Most of the small producers in Latin America are squeezed by wholesalers, distributors, the transportation and marketing people to the point where they have almost no margin on what they produce. By cutting across all these elements and connecting the producer to the final buyers, especially those in the organic market, Earth Trade is able to pass on a very large profit to these small producers.
For instance, the demand for organic sesame is currently twice the world production and about twice that of non-organic sesame. So where farmers can immediately switch their land to organic, they can start to receive these high prices. This year Earth Trade will become the largest importer of organic sesame into the US.
If the Democratic Convergence-FMLN candidate wins the Salvadoran elections in March, will this mean more opportunities for Earth Trade?
Earth Trade's business will grow regardless of who is in office, but it is better for us if governments are pro-environmental. In the case of El Salvador, the present president, Alfredo Cristiani, owns the country's agro-chemical business, and his party, ARENA, promotes it. In one particular instance, ARENA bribed a cooperative to spread pesticide on their organic crop because they don't want organic farming to take off. So there's a direct link between environmental and political issues.
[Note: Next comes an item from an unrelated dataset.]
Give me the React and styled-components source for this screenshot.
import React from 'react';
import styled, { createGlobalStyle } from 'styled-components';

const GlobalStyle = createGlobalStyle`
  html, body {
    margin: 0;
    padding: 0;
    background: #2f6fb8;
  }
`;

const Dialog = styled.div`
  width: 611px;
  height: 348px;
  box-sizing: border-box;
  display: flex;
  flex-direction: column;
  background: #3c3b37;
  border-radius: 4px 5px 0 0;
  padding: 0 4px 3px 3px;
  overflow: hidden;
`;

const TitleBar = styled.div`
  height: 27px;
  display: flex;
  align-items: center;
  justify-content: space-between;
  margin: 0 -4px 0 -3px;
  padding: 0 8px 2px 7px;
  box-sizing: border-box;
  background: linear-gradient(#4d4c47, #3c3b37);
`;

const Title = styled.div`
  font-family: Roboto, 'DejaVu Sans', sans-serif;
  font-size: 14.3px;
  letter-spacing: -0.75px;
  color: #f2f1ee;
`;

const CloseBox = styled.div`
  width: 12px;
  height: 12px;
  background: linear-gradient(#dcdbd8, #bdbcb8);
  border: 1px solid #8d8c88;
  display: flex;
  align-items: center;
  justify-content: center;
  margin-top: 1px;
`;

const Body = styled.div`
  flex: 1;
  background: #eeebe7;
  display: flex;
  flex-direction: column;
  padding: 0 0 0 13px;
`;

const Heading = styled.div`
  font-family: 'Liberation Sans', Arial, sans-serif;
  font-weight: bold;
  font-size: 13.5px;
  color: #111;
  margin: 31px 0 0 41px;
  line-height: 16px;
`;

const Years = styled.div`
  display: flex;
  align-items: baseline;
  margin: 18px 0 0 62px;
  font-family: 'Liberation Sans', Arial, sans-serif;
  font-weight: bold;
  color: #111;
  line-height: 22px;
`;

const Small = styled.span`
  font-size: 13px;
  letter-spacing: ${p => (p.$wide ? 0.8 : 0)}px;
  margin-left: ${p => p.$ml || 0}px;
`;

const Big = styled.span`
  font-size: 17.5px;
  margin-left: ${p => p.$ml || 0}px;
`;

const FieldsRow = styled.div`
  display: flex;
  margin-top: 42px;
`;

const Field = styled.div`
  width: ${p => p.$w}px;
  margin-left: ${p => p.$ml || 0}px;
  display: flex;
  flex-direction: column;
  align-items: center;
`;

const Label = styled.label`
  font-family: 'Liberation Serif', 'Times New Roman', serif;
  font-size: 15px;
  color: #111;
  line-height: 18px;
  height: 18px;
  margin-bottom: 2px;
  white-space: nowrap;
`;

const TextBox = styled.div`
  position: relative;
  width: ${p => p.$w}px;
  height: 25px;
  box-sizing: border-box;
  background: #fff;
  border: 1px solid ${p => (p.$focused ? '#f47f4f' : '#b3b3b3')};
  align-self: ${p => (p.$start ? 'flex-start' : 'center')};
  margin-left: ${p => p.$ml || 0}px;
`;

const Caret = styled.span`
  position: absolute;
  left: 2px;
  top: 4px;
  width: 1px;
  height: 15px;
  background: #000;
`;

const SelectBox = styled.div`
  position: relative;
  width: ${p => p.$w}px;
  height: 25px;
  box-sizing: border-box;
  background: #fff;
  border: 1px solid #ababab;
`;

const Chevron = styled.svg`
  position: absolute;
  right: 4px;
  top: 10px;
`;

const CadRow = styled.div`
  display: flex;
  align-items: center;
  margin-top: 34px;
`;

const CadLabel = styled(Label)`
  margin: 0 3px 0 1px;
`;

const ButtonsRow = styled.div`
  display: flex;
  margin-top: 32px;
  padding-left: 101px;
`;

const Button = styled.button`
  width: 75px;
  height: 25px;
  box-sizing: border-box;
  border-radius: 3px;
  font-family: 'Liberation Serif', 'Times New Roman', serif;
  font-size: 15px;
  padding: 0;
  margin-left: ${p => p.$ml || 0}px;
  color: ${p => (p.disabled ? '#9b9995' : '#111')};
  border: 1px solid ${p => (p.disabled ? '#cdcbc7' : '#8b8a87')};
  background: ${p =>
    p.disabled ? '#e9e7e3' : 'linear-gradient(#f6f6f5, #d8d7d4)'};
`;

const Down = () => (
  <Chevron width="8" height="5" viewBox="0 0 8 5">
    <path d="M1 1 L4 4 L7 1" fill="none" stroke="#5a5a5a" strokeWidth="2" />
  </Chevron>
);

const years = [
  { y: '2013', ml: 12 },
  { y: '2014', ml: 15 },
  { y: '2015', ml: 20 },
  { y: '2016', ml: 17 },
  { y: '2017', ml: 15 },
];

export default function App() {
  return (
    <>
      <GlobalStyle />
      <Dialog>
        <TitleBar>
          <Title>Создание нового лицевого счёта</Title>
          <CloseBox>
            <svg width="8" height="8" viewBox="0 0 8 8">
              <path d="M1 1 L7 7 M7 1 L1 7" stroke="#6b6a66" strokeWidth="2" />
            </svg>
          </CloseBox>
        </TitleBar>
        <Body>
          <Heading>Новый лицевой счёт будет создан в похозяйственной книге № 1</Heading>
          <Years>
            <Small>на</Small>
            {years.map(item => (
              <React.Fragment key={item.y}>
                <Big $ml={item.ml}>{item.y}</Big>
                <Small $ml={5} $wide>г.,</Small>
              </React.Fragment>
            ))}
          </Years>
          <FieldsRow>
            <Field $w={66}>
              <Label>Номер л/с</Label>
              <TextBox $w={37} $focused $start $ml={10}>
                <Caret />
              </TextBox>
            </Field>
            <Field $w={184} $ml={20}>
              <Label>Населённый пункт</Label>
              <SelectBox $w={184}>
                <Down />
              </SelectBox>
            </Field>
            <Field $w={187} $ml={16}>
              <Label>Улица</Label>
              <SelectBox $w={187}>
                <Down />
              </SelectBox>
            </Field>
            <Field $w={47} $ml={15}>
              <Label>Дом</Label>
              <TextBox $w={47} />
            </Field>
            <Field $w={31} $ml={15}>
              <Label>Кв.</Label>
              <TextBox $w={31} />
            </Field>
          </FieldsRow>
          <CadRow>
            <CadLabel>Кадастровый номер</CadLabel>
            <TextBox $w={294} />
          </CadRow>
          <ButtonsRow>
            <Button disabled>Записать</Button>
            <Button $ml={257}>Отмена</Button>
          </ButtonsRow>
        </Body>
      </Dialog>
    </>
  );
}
While the US government preaches free trade to the Third World, it goes by a different set of rules, as evidenced by the recent threats levelled against Japan. What is your assessment of US-Japanese relations today?
Free trade doesn't exist. All governments try to defend their own corporate interests. The average Japanese citizen buys more US products, dollar for dollar, than vice versa. And yet the image that the average American has, is that Americans are buying Japanese, while the Japanese government is stopping its citizens from buying American. This is factually not true. It is true, however, that the Japanese are barring certain US products from entering Japan.
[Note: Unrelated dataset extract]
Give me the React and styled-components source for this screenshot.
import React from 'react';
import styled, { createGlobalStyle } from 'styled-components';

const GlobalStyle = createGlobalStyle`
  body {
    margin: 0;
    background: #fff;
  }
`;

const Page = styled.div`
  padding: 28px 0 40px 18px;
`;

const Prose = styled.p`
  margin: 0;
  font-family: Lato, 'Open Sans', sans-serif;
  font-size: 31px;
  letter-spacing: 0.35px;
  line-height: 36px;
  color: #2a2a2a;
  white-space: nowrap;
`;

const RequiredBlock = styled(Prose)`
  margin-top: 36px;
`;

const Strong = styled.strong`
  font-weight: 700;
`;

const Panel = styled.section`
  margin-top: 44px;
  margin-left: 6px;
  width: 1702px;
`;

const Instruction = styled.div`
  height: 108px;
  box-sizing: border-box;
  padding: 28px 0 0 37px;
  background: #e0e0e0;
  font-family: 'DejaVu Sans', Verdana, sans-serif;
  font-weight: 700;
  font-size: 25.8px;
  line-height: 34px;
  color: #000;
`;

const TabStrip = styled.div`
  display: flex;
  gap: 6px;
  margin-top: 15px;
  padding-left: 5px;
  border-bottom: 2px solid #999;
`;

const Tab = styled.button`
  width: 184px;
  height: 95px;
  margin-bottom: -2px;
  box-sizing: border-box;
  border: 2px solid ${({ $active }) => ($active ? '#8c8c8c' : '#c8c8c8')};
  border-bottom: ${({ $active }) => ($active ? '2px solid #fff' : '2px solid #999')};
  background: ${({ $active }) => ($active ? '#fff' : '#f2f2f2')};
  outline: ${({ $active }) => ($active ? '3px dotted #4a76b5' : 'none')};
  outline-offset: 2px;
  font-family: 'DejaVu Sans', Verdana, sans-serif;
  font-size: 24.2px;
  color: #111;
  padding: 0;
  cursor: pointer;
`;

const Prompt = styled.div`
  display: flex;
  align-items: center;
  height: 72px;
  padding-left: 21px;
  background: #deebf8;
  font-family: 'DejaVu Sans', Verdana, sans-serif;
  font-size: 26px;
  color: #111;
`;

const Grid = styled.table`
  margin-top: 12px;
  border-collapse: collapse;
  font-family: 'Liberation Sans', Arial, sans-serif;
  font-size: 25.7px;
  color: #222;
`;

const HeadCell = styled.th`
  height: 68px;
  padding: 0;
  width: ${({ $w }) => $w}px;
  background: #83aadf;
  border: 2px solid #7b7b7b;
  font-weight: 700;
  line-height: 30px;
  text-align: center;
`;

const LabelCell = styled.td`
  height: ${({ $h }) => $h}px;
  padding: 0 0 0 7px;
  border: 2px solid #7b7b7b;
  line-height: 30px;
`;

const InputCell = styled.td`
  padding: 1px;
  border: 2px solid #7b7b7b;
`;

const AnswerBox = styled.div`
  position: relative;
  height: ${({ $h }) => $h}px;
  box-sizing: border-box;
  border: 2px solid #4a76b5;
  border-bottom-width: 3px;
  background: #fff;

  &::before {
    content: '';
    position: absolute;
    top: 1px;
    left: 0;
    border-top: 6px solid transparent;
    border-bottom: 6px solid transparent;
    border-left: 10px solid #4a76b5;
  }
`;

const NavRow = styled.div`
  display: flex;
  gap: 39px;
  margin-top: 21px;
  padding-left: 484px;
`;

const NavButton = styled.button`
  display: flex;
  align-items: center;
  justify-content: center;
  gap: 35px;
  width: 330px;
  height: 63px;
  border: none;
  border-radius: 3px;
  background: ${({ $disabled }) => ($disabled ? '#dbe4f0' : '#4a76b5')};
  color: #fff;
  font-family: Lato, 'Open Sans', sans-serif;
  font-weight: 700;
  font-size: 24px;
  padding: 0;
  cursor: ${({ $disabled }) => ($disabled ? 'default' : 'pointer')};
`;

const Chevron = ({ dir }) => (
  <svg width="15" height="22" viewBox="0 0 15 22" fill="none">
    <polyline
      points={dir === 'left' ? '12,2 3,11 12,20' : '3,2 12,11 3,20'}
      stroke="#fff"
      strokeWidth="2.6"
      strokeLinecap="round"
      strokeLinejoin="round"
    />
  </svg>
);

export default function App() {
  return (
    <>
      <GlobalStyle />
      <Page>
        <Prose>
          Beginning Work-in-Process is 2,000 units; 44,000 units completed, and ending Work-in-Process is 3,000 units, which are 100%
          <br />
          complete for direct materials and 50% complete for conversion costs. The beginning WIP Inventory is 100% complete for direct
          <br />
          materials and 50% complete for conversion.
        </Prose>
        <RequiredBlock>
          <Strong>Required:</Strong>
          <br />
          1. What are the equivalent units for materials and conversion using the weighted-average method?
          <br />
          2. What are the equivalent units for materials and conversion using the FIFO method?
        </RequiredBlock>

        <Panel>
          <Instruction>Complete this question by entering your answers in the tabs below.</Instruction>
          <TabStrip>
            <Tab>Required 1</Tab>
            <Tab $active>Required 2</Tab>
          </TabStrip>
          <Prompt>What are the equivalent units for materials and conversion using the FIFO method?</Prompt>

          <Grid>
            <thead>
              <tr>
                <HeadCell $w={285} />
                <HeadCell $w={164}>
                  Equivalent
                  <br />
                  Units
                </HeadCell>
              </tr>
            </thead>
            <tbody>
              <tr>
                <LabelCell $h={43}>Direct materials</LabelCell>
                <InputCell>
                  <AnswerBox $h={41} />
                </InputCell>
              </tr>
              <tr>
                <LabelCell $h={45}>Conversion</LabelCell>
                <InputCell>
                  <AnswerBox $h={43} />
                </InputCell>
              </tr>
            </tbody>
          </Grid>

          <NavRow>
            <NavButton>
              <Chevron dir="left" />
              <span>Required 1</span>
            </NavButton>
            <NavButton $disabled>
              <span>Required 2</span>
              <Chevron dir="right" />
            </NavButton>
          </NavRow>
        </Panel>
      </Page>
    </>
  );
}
The US has been gaining on Japan in terms of productivity. But still, the US is manoeuvring to put Japan in a worse position in terms of trade by trying to lower the value of the dollar against the yen. This is something the US has tried to do over the last 10 years as a way of improving its balance of payments. So far it has failed to achieve its goals, so now the US wants Japan to agree to lower tariff barriers further and limit its exports.
I don't think there will be a trade war. I think that at this point, neither economy is suffering sufficiently to have the people who run them make the obvious error of provoking a trade war.
The US has recently lifted the 19-year-old economic embargo on Vietnam. What hope is there for the 32-year-old blockade on Cuba to be lifted?
The effort by the Clinton administration to end the Vietnam embargo clearly shows that a major wing of the powers that be want to move in the direction of normalising trade with Vietnam. The opposition to this is really not much more than a fringe layer inside the ruling circles in this country.
The main point being discussed in the US media was the 2000 US service people missing in action, something totally irrelevant to the trade issue. The point I made in the press is that there are no Vietnamese MIAs in the US, because the Vietnamese have never invaded the US, they have never bombed the US and they have never napalmed our children. When countries do this type of thing, they end up with MIAs.
The small effort — starting to grow — to demand the end of the embargo on Cuba has been given strength by this recent move. The question is posed: why maintain an embargo on Cuba when the US trades with China and Vietnam?
The Clinton administration claims it wants Cuba to have democracy, but it doesn't have an embargo on Saudi Arabia or a whole series of other countries which have a lot less democracy than Cuba. The UN voted against the US embargo with only three countries prepared to back the US: Albania, Romania and Israel.
The movement here is focusing on trying to change public opinion about whether the blockade is achieving its so-called objectives. Ending the blockade would make it easier for there to be additional democratic rights in Cuba. Cubans feel very threatened by the US, both militarily and economically, which has been part of the reason they have maintained certain limitations on their civil liberties.
Global Exchange, a non-profit organisation in San Francisco and the second largest provider of travel services to Cuba, has initiated the formation of an Association for Free Trade with Cuba. Some major firms, many of which have set up offices in Vietnam, have indicated that they would like to trade with Cuba, but do not want their names used for fear of retaliation. Some wings of the US business community are not necessarily opposed to lifting the blockade on Cuba. There is a division here, and it is important to take advantage of that to try to promote a more rational debate about this issue.